Luís Montenegro (LM) anunciou na abertura da Web Summit que o Governo vai lançar um large language model (LLM) em português, no primeiro trimestre de 2025. Fê-lo com pompa e circunstância, como se o LLM fosse o salvador da pátria, o sucessor tecnológico de um sebastianismo bacoco. Mas muitas questões ficaram por responder.
O ChatGPT (e outros) já funcionam em português. O que vai este trazer de novo? Como vai “preservar a cultura e identidade” portuguesas? Quanto vai custar? Que dados serão usados? E os recursos necessários: sabem ao menos o que implica? Sem contexto ou informação adicional, parece apenas que LM quer entrar na moda dos LLM sem entender como funcionam.

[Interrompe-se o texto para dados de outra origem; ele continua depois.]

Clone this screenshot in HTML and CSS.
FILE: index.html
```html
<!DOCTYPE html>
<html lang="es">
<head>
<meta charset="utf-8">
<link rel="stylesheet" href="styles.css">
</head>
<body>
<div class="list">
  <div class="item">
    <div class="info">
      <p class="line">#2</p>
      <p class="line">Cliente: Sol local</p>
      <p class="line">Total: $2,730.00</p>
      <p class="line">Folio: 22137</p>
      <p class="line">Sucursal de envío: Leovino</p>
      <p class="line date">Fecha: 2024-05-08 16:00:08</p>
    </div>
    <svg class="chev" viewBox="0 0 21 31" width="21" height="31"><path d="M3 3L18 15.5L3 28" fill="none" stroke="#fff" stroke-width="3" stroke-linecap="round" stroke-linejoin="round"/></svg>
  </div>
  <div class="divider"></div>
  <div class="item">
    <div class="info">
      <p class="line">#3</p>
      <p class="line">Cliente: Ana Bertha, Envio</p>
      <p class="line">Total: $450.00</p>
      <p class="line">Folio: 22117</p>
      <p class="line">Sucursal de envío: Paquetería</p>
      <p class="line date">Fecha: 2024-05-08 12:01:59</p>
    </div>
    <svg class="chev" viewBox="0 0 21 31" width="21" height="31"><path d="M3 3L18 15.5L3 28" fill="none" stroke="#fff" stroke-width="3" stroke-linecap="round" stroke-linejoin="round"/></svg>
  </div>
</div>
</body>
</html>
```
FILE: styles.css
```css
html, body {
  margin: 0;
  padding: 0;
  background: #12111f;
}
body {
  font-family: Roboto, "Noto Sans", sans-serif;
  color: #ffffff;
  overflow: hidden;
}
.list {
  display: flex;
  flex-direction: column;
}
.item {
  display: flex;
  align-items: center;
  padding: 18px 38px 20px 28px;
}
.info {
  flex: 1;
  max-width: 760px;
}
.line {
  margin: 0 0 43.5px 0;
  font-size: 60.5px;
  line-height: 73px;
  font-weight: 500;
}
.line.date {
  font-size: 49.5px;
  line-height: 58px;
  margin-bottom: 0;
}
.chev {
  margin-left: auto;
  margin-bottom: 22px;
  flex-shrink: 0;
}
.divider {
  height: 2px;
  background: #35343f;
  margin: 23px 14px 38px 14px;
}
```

Mais grave foi o que o primeiro-ministro disse sobre ciência: “[Portugal é] um país que quer passar a ciência e o conhecimento para o mercado, para a vida das pessoas com celeridade e escala. Speed and scale are keywords.” Esta visão revela uma profunda falta de noção sobre o propósito da ciência. A ciência não tem um modo turbo. Para alcançar essa simbiose com a sociedade, não se podem saltar passos. Não se pode pôr a carroça à frente dos bois. You cannot put the wagon in front of the oxen, Mr. Prime Minister. Antes de se “passar para o mercado”, é preciso fomentar e financiar a criação de ciência e conhecimento de qualidade, de uma forma sustentada.

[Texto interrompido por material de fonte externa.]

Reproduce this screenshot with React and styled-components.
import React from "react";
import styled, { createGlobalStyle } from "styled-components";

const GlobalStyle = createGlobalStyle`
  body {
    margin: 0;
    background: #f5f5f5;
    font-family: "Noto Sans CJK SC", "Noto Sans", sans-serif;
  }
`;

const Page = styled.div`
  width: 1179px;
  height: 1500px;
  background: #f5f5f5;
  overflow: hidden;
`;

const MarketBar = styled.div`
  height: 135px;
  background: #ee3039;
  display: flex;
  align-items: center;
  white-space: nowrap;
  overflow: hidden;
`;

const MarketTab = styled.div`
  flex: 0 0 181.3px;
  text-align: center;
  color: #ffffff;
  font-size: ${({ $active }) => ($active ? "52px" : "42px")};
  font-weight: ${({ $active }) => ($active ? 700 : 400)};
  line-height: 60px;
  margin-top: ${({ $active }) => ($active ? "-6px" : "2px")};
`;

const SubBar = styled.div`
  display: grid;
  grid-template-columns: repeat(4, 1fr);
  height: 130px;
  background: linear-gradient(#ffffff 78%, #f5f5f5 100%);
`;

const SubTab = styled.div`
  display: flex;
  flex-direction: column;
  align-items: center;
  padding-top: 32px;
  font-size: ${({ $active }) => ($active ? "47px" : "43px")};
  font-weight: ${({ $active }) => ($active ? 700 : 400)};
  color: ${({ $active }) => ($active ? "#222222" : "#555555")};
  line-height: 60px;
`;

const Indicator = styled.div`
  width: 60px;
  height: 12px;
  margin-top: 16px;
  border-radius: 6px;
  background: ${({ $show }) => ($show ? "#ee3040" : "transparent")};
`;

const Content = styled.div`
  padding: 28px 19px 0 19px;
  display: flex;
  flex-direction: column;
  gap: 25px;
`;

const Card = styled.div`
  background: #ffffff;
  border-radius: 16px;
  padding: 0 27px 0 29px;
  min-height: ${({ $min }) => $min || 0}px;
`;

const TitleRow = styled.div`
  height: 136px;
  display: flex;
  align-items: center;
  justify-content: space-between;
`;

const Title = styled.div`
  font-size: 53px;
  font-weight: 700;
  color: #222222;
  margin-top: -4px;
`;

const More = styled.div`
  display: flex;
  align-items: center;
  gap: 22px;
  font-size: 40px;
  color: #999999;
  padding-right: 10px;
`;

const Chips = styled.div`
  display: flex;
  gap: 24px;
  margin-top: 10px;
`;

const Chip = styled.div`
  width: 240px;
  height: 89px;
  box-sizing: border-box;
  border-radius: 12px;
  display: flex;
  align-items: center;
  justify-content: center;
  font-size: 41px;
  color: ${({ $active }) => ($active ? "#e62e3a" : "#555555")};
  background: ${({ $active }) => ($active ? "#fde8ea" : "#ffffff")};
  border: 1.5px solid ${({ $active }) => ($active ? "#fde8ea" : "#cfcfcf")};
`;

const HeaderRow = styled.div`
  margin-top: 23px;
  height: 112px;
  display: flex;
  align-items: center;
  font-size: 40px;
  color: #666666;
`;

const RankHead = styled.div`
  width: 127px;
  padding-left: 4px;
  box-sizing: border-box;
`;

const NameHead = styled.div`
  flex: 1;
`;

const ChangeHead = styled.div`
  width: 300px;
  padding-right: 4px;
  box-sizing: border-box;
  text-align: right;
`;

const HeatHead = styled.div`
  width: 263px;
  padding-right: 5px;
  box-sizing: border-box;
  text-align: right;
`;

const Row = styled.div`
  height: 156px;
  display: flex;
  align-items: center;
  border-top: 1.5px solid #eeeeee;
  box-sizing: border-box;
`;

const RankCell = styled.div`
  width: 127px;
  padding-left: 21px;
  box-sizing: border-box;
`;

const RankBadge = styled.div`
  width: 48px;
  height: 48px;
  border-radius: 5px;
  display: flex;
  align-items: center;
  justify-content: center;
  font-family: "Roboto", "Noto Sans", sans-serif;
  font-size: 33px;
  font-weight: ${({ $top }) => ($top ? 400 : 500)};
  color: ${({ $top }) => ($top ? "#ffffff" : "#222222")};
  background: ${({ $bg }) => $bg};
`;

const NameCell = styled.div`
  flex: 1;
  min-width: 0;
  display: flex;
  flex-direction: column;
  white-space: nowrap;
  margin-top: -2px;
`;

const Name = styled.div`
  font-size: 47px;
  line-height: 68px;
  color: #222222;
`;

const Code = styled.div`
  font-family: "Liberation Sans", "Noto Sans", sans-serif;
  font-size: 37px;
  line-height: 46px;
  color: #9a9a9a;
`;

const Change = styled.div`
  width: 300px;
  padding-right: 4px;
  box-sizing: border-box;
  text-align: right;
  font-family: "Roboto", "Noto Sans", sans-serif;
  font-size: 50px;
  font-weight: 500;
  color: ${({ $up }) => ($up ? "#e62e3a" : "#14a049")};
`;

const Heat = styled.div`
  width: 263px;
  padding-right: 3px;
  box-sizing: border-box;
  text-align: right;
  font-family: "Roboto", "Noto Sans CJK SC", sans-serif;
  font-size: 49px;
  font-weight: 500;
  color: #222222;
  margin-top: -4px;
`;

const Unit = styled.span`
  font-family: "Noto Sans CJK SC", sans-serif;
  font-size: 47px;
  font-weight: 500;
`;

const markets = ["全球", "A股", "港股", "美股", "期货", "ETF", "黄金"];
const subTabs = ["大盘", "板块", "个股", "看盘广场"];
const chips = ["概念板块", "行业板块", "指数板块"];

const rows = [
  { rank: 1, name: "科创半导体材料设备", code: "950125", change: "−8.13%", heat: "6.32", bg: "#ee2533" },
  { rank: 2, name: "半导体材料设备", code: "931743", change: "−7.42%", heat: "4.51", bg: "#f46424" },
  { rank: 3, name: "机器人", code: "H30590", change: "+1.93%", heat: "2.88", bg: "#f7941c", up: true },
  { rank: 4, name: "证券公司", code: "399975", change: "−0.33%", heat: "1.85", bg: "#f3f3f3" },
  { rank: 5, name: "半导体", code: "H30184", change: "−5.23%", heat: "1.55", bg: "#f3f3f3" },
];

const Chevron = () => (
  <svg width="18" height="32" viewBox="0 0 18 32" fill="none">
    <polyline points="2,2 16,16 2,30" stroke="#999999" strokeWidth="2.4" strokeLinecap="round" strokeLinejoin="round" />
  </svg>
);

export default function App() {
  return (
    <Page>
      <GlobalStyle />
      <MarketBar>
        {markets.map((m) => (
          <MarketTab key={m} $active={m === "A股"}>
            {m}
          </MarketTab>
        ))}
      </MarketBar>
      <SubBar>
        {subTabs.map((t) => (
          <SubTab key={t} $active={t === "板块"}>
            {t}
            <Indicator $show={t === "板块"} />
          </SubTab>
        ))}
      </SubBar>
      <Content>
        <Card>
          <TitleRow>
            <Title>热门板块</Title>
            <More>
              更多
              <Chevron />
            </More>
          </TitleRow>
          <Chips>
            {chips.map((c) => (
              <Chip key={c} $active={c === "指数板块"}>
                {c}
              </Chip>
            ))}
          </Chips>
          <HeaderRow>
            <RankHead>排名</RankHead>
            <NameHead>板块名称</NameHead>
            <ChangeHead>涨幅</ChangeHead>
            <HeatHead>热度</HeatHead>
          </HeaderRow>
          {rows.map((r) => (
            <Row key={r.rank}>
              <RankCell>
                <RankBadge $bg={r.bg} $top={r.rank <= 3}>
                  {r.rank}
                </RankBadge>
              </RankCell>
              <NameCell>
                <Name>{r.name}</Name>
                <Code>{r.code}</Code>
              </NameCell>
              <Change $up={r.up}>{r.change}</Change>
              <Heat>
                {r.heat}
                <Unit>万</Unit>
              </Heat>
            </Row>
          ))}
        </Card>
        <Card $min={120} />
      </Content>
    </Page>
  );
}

Dir-me-ão: “Mas mencionou políticas de estímulo à ciência e à inovação no seu discurso.” Pois bem, quais? Se eu, do meio, não as conheço, ou se falhou na comunicação “célere” das mesmas, ou estas são inexistentes. Que se saiba, a última notícia foi sobre cortes nos fundos da FCT, não aumentos.
E depois há esta palavra, “inovação”. Eu adoro inovação, mas o problema é o seu significado subentendido no discurso e o entendimento do PM sobre o tema. Inovação surge a jusante da ciência, não a montante. Não se investe directamente em inovação; investe-se em ciência, que, se bem feita, a seu tempo traz inovação. A ciência não é utilitária; tem valor em si. Espírito crítico, curiosidade, veracidade, reprodutibilidade — tudo isto são valências que a ciência nos traz. Negá-las ou ignorá-las contribui para a crescente onda de negacionismo científico.

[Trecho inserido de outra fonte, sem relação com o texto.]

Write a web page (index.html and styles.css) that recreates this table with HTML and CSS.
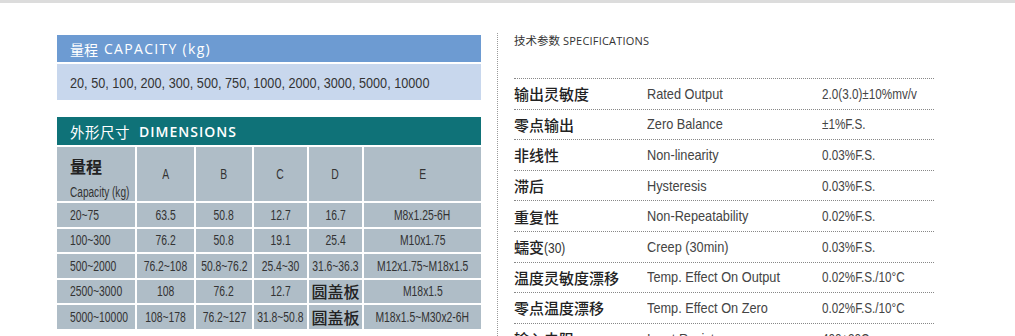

É importante modernizar o tecido empresarial, concordo. Mas para isso precisamos de criar condições para ciência e conhecimento de qualidade. Só assim alcançaremos inovações tecnológicas a longo prazo. Inovação não é um botão de on/off. E isso não passa necessariamente por promover investigação apenas em ciências aplicadas nem em redireccionar investigadores para empresas. A investigação em ciência fundamental e feita em universidades continua a ser igualmente importante.
Este discurso utilitário vindo de uma figura central é extremamente danoso, reforçando a ideia de que ciência só vale pelo que produz no imediato. É um discurso que contribui “em grande escala” para a manutenção e propagação dessa mentalidade.
Gostava que o primeiro-ministro dissesse: “Educação e Ciência, prioridade número um. No questions asked.” Que os cientistas não tivessem de andar a contar migalhas. Que se quebrasse o ciclo de desinvestimento e não se caísse sempre na mesma armadilha. Que se promovesse uma cultura de ciência, para a ciência e pela ciência. Que se envolvessem jovens e crianças e que se apaixonassem por ciência. Só assim, e a seu tempo, alcançaremos a transição “célere e escalável” que tanto almeja. Mas isso exige vontade e coragem políticas. A mudança está nas suas mãos, Sr. Primeiro-Ministro. Vamos a isso? Let's do it.